**Problem to work on:**
Retype exactly the lines below, starting with the line that contains "Convert this screenshot" and ending with the last line; leave out any pictures.

[Stored items]
- - - - - - -

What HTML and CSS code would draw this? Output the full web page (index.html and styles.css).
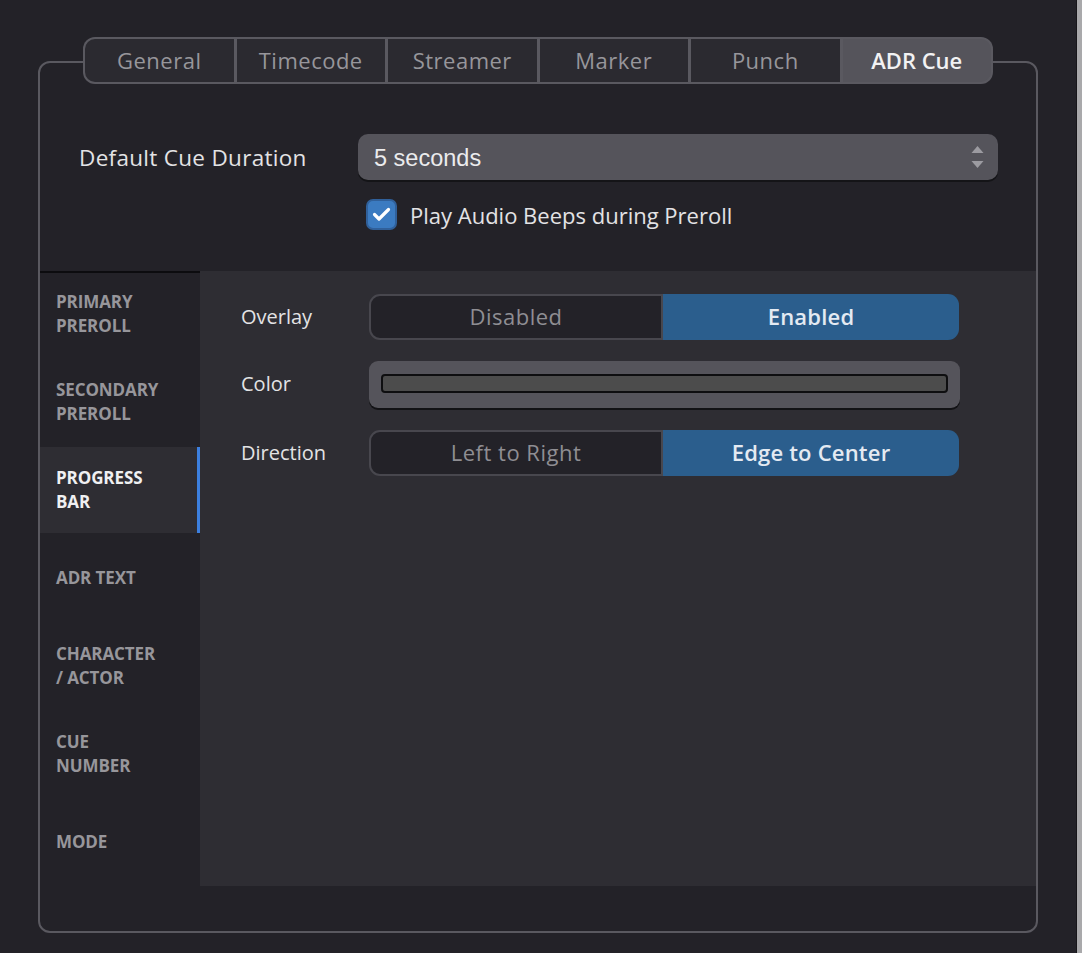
FILE: index.html
```html
<!DOCTYPE html>
<html>
<head>
<meta charset="utf-8">
<link rel="stylesheet" href="styles.css">
</head>
<body>
<div class="window">
  <div class="tabs">
    <div class="tab first">General</div>
    <div class="tab">Timecode</div>
    <div class="tab">Streamer</div>
    <div class="tab">Marker</div>
    <div class="tab">Punch</div>
    <div class="tab last active">ADR Cue</div>
  </div>
  <div class="group">
    <div class="top">
      <div class="row">
        <div class="row-label">Default Cue Duration</div>
        <div class="combo">
          <span class="combo-text">5 seconds</span>
          <svg class="combo-arrows" width="13" height="23" viewBox="0 0 13 23">
            <path d="M6.5 0 L12.5 7 L0.5 7 Z" fill="#9c9ba1"/>
            <path d="M0.5 15 L12.5 15 L6.5 22 Z" fill="#9c9ba1"/>
          </svg>
        </div>
      </div>
      <div class="check-row">
        <div class="checkbox">
          <svg width="19" height="15" viewBox="0 0 19 15">
            <path d="M2.5 7.5 L7 12 L16.5 2.5" fill="none" stroke="#ffffff" stroke-width="3.2" stroke-linecap="round" stroke-linejoin="round"/>
          </svg>
        </div>
        <span class="check-label">Play Audio Beeps during Preroll</span>
      </div>
    </div>
    <div class="lower">
      <div class="sidebar">
        <div class="side-item">PRIMARY<br>PREROLL</div>
        <div class="side-item">SECONDARY<br>PREROLL</div>
        <div class="side-item active">PROGRESS<br>BAR</div>
        <div class="side-item">ADR TEXT</div>
        <div class="side-item">CHARACTER<br>/ ACTOR</div>
        <div class="side-item">CUE<br>NUMBER</div>
        <div class="side-item">MODE</div>
      </div>
      <div class="panel">
        <div class="prow">
          <div class="plabel">Overlay</div>
          <div class="seg">
            <div class="seg-btn off">Disabled</div>
            <div class="seg-btn on">Enabled</div>
          </div>
        </div>
        <div class="prow color-row">
          <div class="plabel">Color</div>
          <div class="color-well">
            <div class="color-swatch"></div>
          </div>
        </div>
        <div class="prow">
          <div class="plabel">Direction</div>
          <div class="seg">
            <div class="seg-btn off">Left to Right</div>
            <div class="seg-btn on">Edge to Center</div>
          </div>
        </div>
      </div>
    </div>
  </div>
</div>
</body>
</html>
```
FILE: styles.css
```css
html {
  background: #a9a9ab;
}
body {
  margin: 0;
  font-family: "Open Sans", "Noto Sans", sans-serif;
}
.window {
  width: 1077px;
  height: 953px;
  box-sizing: border-box;
  background: #232228;
  border-right: 1px solid #17161a;
  padding: 37px 0 0 38px;
}
.tabs {
  position: relative;
  z-index: 1;
  display: flex;
  gap: 3px;
  width: 910px;
  height: 47px;
  box-sizing: border-box;
  margin-left: 45px;
  padding: 2px;
  background: #5a5960;
  border-radius: 12px;
}
.tab {
  flex: 1;
  display: flex;
  align-items: center;
  justify-content: center;
  padding-bottom: 2px;
  background: #2b2a30;
  color: #97969b;
  font-size: 22px;
  letter-spacing: 0.5px;
}
.tab.first {
  border-radius: 10px 0 0 10px;
}
.tab.last {
  border-radius: 0 10px 10px 0;
}
.tab.active {
  background: #55545b;
  color: #f2f2f3;
  font-weight: 600;
  letter-spacing: 0;
}
.group {
  width: 1000px;
  height: 872px;
  box-sizing: border-box;
  margin-top: -23px;
  border: 2px solid #5a5960;
  border-radius: 12px;
  padding-bottom: 45px;
  display: flex;
  flex-direction: column;
}
.top {
  height: 208px;
  box-sizing: border-box;
  padding: 71px 38px 0 39px;
}
.row {
  display: flex;
  align-items: center;
}
.row-label {
  width: 279px;
  color: #e3e3e5;
  font-size: 22.5px;
  letter-spacing: 0.3px;
}
.combo {
  flex: 1;
  height: 46px;
  display: flex;
  align-items: center;
  justify-content: space-between;
  background: #55545b;
  border-radius: 10px;
  box-shadow: 0 2px 0 #141417;
  padding: 0 14px 0 16px;
}
.combo-text {
  font-family: "Liberation Sans", Arial, sans-serif;
  font-size: 23.5px;
  color: #ebebed;
  padding-top: 2px;
}
.combo-arrows {
  display: block;
}
.check-row {
  display: flex;
  align-items: center;
  margin: 19px 0 0 287px;
}
.checkbox {
  width: 31px;
  height: 31px;
  box-sizing: border-box;
  background: #3b7bc1;
  border: 2px solid #30609a;
  border-radius: 7px;
  display: flex;
  align-items: center;
  justify-content: center;
}
.check-label {
  margin-left: 13px;
  font-size: 22px;
  color: #e3e3e5;
}
.lower {
  flex: 1;
  display: flex;
}
.sidebar {
  width: 160px;
  display: flex;
  flex-direction: column;
  gap: 2px;
  box-shadow: inset 0 2px 0 #0c0c0f;
}
.side-item {
  height: 86px;
  box-sizing: border-box;
  display: flex;
  align-items: center;
  padding-left: 16px;
  font-size: 17px;
  font-weight: 700;
  line-height: 24px;
  color: #97969b;
  letter-spacing: -0.1px;
}
.side-item.active {
  background: #2e2d33;
  color: #f0f0f2;
  border-right: 3px solid #3c7fdf;
}
.panel {
  flex: 1;
  background: #2e2d33;
  padding: 23px 0 0 41px;
  display: flex;
  flex-direction: column;
  gap: 21px;
}
.prow {
  display: flex;
  align-items: center;
  height: 46px;
}
.prow.color-row {
  height: 47px;
  margin-bottom: 1px;
}
.plabel {
  width: 128px;
  font-size: 20px;
  color: #e3e3e5;
  padding-bottom: 2px;
}
.seg {
  display: flex;
  width: 590px;
  height: 46px;
}
.seg-btn {
  display: flex;
  align-items: center;
  justify-content: center;
  box-sizing: border-box;
  font-size: 22px;
  letter-spacing: 0.5px;
  padding-bottom: 2px;
}
.seg-btn.off {
  width: 294px;
  background: #232228;
  color: #8f8e93;
  border: 2px solid #48474e;
  border-radius: 11px 0 0 11px;
}
.seg-btn.on {
  width: 296px;
  background: #2b5e8d;
  color: #e4eaf2;
  font-weight: 600;
  letter-spacing: 0.2px;
  border-radius: 0 11px 11px 0;
}
.color-well {
  width: 591px;
  height: 47px;
  box-sizing: border-box;
  padding: 13px 12px 15px 12px;
  background: #55545b;
  border-radius: 9px;
  box-shadow: 0 2px 0 #121215;
}
.color-swatch {
  height: 100%;
  box-sizing: border-box;
  background: #4c4c4c;
  border: 2px solid #0e0e10;
  border-radius: 4px;
}
```
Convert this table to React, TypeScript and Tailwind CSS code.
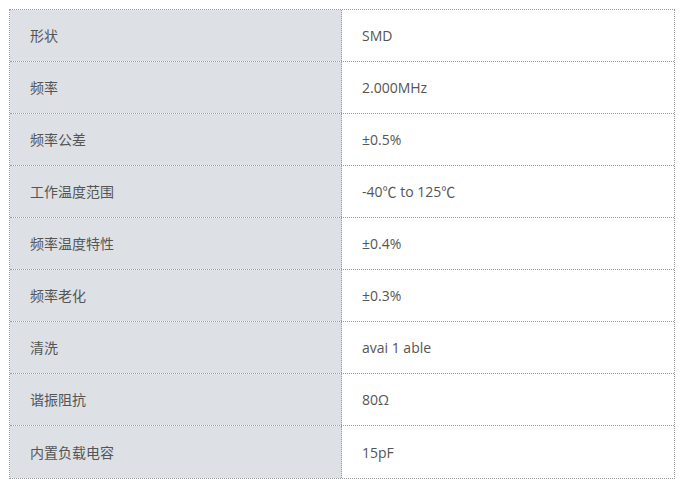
import React from "react";

const rows: [string, string][] = [
  ["形状", "SMD"],
  ["频率", "2.000MHz"],
  ["频率公差", "±0.5%"],
  ["工作温度范围", "-40℃ to 125℃"],
  ["频率温度特性", "±0.4%"],
  ["频率老化", "±0.3%"],
  ["清洗", "avai 1 able"],
  ["谐振阻抗", "80Ω"],
  ["内置负载电容", "15pF"],
];

export default function App() {
  return (
    <div className="w-[682px] h-[496px] bg-white pt-[9px] pl-[9px]" style={{ fontFamily: '"Open Sans", "Noto Sans CJK SC", sans-serif' }}>
      <div className="w-[666px] border border-dotted border-[#999]">
        {rows.map(([k, v], i) => (
          <div
            key={k}
            className={`flex h-[52px] ${i < rows.length - 1 ? "border-b border-dotted border-[#999]" : "h-[51px]"}`}
          >
            <div className="w-[332px] shrink-0 bg-[#dde1e5] border-r border-dotted border-[#999] flex items-center pl-5 text-[14px] text-[#555]" style={{ fontFamily: '"Noto Sans CJK SC", sans-serif' }}>
              {k}
            </div>
            <div className="flex-1 flex items-center pl-5 text-[14px] text-[#555]">
              {v}
            </div>
          </div>
        ))}
      </div>
    </div>
  );
}
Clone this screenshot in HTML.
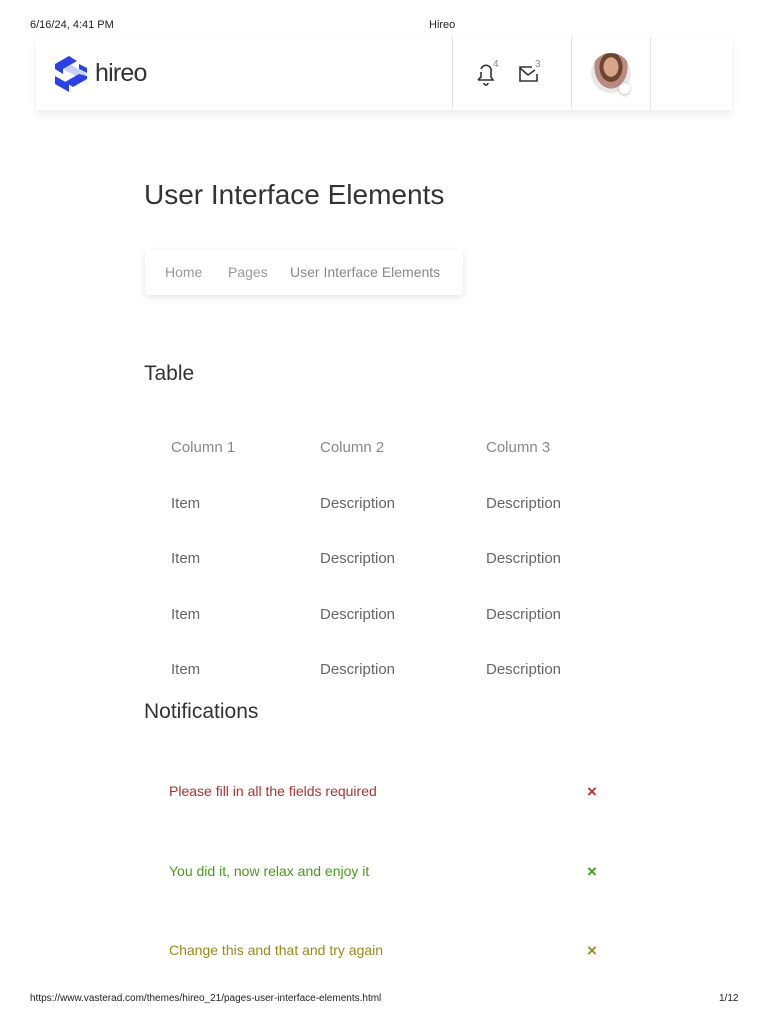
<!DOCTYPE html>
<html><head><meta charset="utf-8"><style>
body{margin:0;width:768px;height:1024px;background:#fff;font-family:"Liberation Sans",sans-serif;position:relative;overflow:hidden;color:#333}
.a{position:absolute}
.hdr{left:36px;top:37px;width:696px;height:73px;background:#fff;box-shadow:0 4px 8px rgba(0,0,0,.08)}
.vl{position:absolute;top:0;width:1px;height:73px;background:#e6e6e6}
.t{font-size:15px;color:#666}
.n{font-size:14px}
.x{font-size:17px;font-weight:bold}
</style></head><body>
<div class="a" style="left:30px;top:19px;font-size:11px;color:#222">6/16/24, 4:41 PM</div>
<div class="a" style="left:429px;top:19px;font-size:11px;color:#222">Hireo</div>
<div class="a hdr">
 <svg class="a" style="left:17px;top:17px" width="36" height="40" viewBox="0 0 36 40">
  <path d="M2 10 L16 2 L24 7 L10 15 L10 20 L2 15Z" fill="#2a41e8"/>
  <path d="M10 15 L26 24 L34 20 L18 11Z" fill="#c8cff9"/>
  <path d="M34 25 L20 33 L12 28 L26 20 L34 22Z" fill="#2a41e8"/>
  <path d="M2 22 L16 30 L16 38 L2 30Z" fill="#2a41e8"/>
  <path d="M26 10 L34 14 L34 19 L26 15Z" fill="#2a41e8"/>
 </svg>
 <div class="a" style="left:59px;top:22px;font-size:25px;color:#333;letter-spacing:-0.8px">hireo</div>
 <div class="vl" style="left:416px"></div>
 <div class="vl" style="left:535px"></div>
 <div class="vl" style="left:614px"></div>
 <svg class="a" style="left:439px;top:26px" width="22" height="24" viewBox="0 0 22 24" fill="none" stroke="#333" stroke-width="1.6"><path d="M3 17 H18 L16 14 V9 A5 5 0 0 0 6 6"/><path d="M6 9V14L3 17"/><path d="M9 20 A2 2 0 0 0 13 20"/></svg>
 <div class="a" style="left:457px;top:22px;font-size:10px;color:#888">4</div>
 <svg class="a" style="left:482px;top:28px" width="22" height="20" viewBox="0 0 22 20" fill="none" stroke="#333" stroke-width="1.6"><path d="M14 2H2V16H19V9"/><path d="M2 3L10 10L17 5"/></svg>
 <div class="a" style="left:499px;top:22px;font-size:10px;color:#888">3</div>
 <div class="a" style="left:555px;top:16px;width:40px;height:40px;border-radius:50%;background:radial-gradient(ellipse at 50% 35%,#d9a58a 0 26%,#6b4530 27% 40%,#b88a80 41% 58%,#e8e8e8 59%)"></div>
 <div class="a" style="left:583px;top:46px;width:11px;height:11px;border-radius:50%;background:#fff;box-shadow:0 1px 3px rgba(0,0,0,.3)"></div>
</div>
<div class="a" style="left:144px;top:179px;font-size:28px;color:#333">User Interface Elements</div>
<div class="a" style="left:145px;top:250px;width:318px;height:45px;background:#fff;border-radius:4px;box-shadow:0 2px 8px rgba(0,0,0,.12)">
 <span class="a" style="left:20px;top:14px;font-size:14px;color:#999">Home</span>
 <span class="a" style="left:83px;top:14px;font-size:14px;color:#999">Pages</span>
 <span class="a" style="left:145px;top:14px;font-size:14px;color:#888">User Interface Elements</span>
</div>
<div class="a" style="left:144px;top:362px;font-size:21px">Table</div>
<div class="a t" style="left:171px;top:439px;color:#888">Column 1</div>
<div class="a t" style="left:320px;top:439px;color:#888">Column 2</div>
<div class="a t" style="left:486px;top:439px;color:#888">Column 3</div>
<div class="a t" style="left:171px;top:495px">Item</div><div class="a t" style="left:320px;top:495px">Description</div><div class="a t" style="left:486px;top:495px">Description</div>
<div class="a t" style="left:171px;top:550px">Item</div><div class="a t" style="left:320px;top:550px">Description</div><div class="a t" style="left:486px;top:550px">Description</div>
<div class="a t" style="left:171px;top:606px">Item</div><div class="a t" style="left:320px;top:606px">Description</div><div class="a t" style="left:486px;top:606px">Description</div>
<div class="a t" style="left:171px;top:661px">Item</div><div class="a t" style="left:320px;top:661px">Description</div><div class="a t" style="left:486px;top:661px">Description</div>
<div class="a" style="left:144px;top:700px;font-size:21px">Notifications</div>
<div class="a n" style="left:169px;top:783px;color:#a33">Please fill in all the fields required</div><div class="a x" style="left:587px;top:782px;color:#b33">×</div>
<div class="a n" style="left:169px;top:863px;color:#4a9a1a">You did it, now relax and enjoy it</div><div class="a x" style="left:587px;top:862px;color:#4a9a1a">×</div>
<div class="a n" style="left:169px;top:942px;color:#9a8a1a">Change this and that and try again</div><div class="a x" style="left:587px;top:941px;color:#9a8a1a">×</div>
<div class="a" style="left:30px;top:993px;font-size:10px;color:#222">https://www.vasterad.com/themes/hireo_21/pages-user-interface-elements.html</div>
<div class="a" style="left:719px;top:993px;font-size:10px;color:#222">1/12</div>
</body></html>
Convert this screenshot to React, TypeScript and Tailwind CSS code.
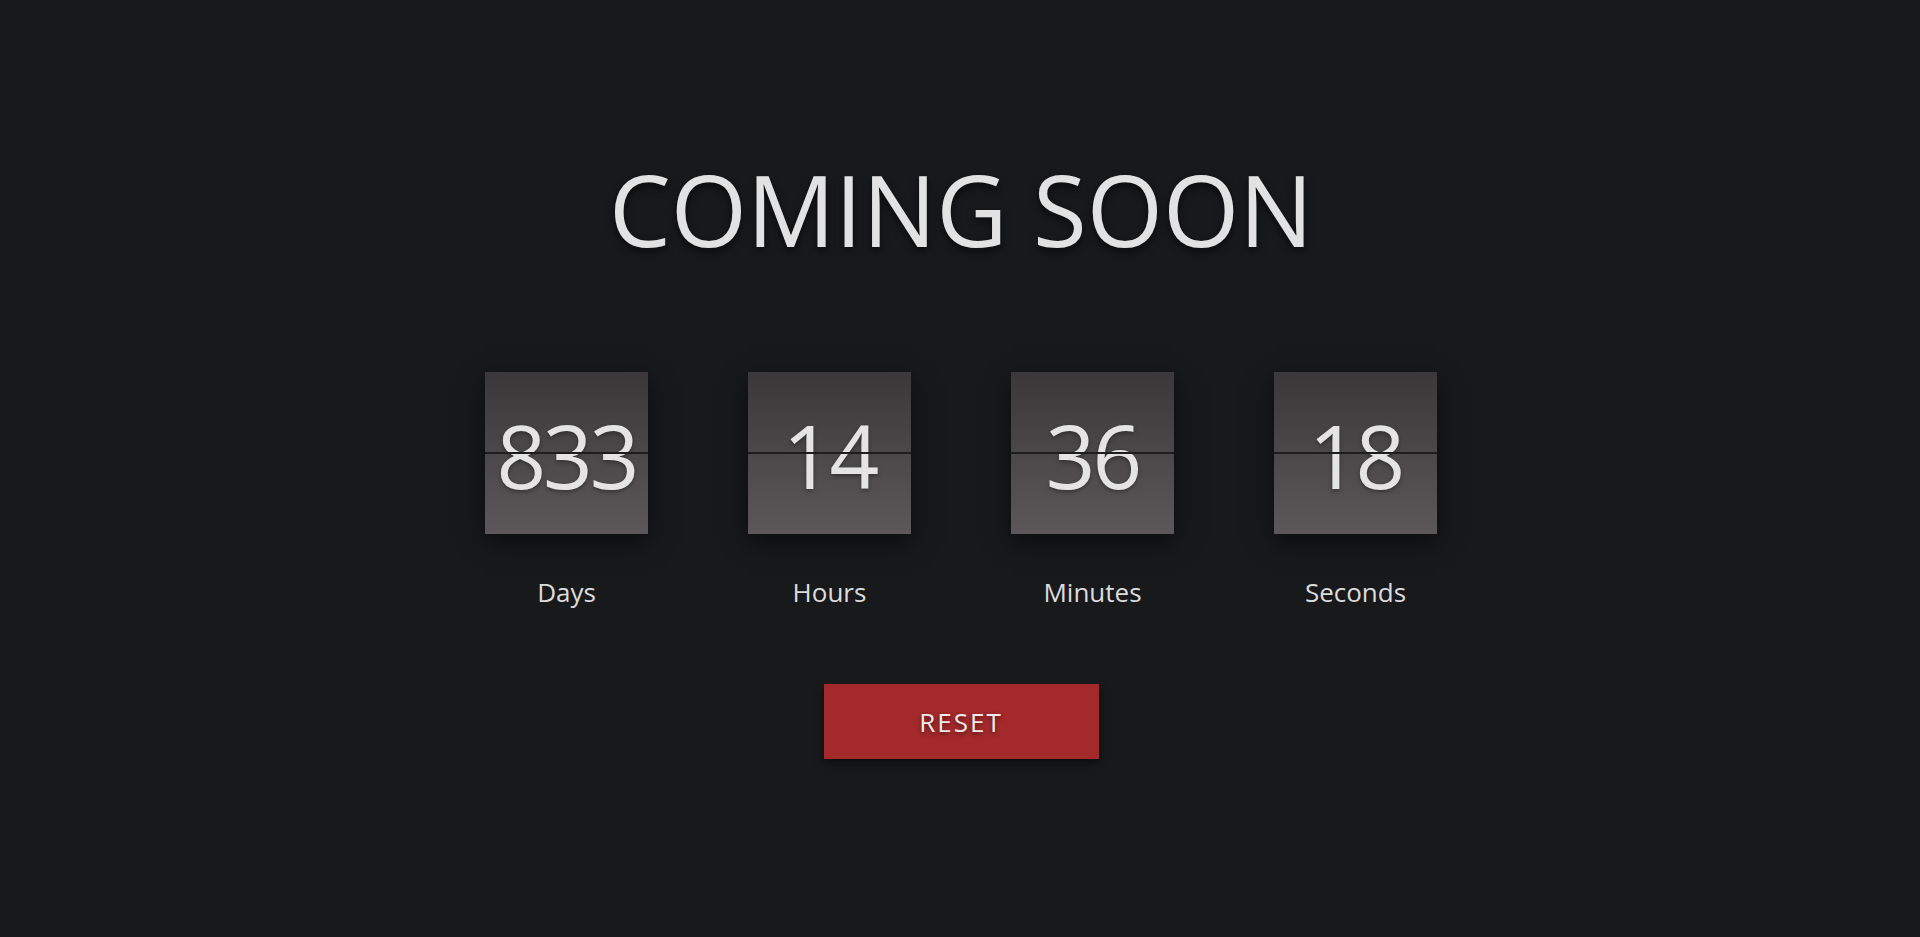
const units = [
  { value: "833", label: "Days" },
  { value: "14", label: "Hours" },
  { value: "36", label: "Minutes" },
  { value: "18", label: "Seconds" },
];

function FlipBox({ value, label }: { value: string; label: string }) {
  return (
    <div className="flex flex-col items-center">
      <div className="relative flex h-[162px] w-[163px] items-center justify-center bg-gradient-to-b from-[#3a3839] to-[#5c5859] shadow-[0_8px_24px_rgba(0,0,0,0.55)]">
        <span className="mt-[4px] text-[87px] leading-none tracking-[-3px] text-[#e4e4e4] [text-shadow:0_2px_4px_rgba(0,0,0,0.35)]">
          {value}
        </span>
        {/* flip seam */}
        <div className="absolute left-0 right-0 top-[80px] h-[2px] bg-[#1e1d1e]" />
      </div>
      <div className="mt-[45px] text-[26px] leading-none text-[#dcdcdc]">{label}</div>
    </div>
  );
}

export default function App() {
  return (
    <div className="min-h-[937px] w-full bg-[#18191b] font-['Open_Sans','Noto_Sans',sans-serif]">
      <div className="flex flex-col items-center pl-[2px] pt-[160px]">
        <h1 className="text-[98px] font-normal leading-none text-[#e2e2e2] [text-shadow:0_4px_8px_rgba(0,0,0,0.6)]">
          COMING SOON
        </h1>

        <div className="mt-[114px] flex gap-[100px]">
          {units.map((u) => (
            <FlipBox key={u.label} value={u.value} label={u.label} />
          ))}
        </div>

        <button className="mt-[79px] h-[75px] w-[275px] bg-[#a3292b] text-[26px] leading-none tracking-[2px] text-[#f3e9e9] shadow-[0_4px_8px_rgba(0,0,0,0.5)] [text-shadow:0_2px_4px_rgba(0,0,0,0.5)]">
          RESET
        </button>
      </div>
    </div>
  );
}
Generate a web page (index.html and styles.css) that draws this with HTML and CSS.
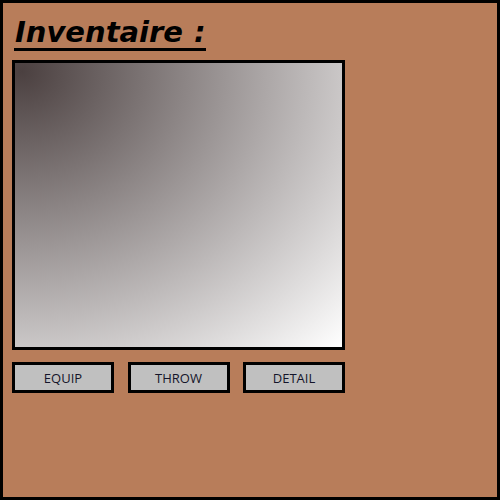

- - - - - - -

**The response:**
Convert this screenshot to React, TypeScript and Tailwind CSS code.
const units = [
  { value: "833", label: "Days" },
  { value: "14", label: "Hours" },
  { value: "36", label: "Minutes" },
  { value: "18", label: "Seconds" },
];

function FlipBox({ value, label }: { value: string; label: string }) {
  return (
    <div className="flex flex-col items-center">
      <div className="relative flex h-[162px] w-[163px] items-center justify-center bg-gradient-to-b from-[#3a3839] to-[#5c5859] shadow-[0_8px_24px_rgba(0,0,0,0.55)]">
        <span className="mt-[4px] text-[87px] leading-none tracking-[-3px] text-[#e4e4e4] [text-shadow:0_2px_4px_rgba(0,0,0,0.35)]">
          {value}
        </span>
        {/* flip seam */}
        <div className="absolute left-0 right-0 top-[80px] h-[2px] bg-[#1e1d1e]" />
      </div>
      <div className="mt-[45px] text-[26px] leading-none text-[#dcdcdc]">{label}</div>
    </div>
  );
}

export default function App() {
  return (
    <div className="min-h-[937px] w-full bg-[#18191b] font-['Open_Sans','Noto_Sans',sans-serif]">
      <div className="flex flex-col items-center pl-[2px] pt-[160px]">
        <h1 className="text-[98px] font-normal leading-none text-[#e2e2e2] [text-shadow:0_4px_8px_rgba(0,0,0,0.6)]">
          COMING SOON
        </h1>

        <div className="mt-[114px] flex gap-[100px]">
          {units.map((u) => (
            <FlipBox key={u.label} value={u.value} label={u.label} />
          ))}
        </div>

        <button className="mt-[79px] h-[75px] w-[275px] bg-[#a3292b] text-[26px] leading-none tracking-[2px] text-[#f3e9e9] shadow-[0_4px_8px_rgba(0,0,0,0.5)] [text-shadow:0_2px_4px_rgba(0,0,0,0.5)]">
          RESET
        </button>
      </div>
    </div>
  );
}
Generate a web page (index.html and styles.css) that draws this with HTML and CSS.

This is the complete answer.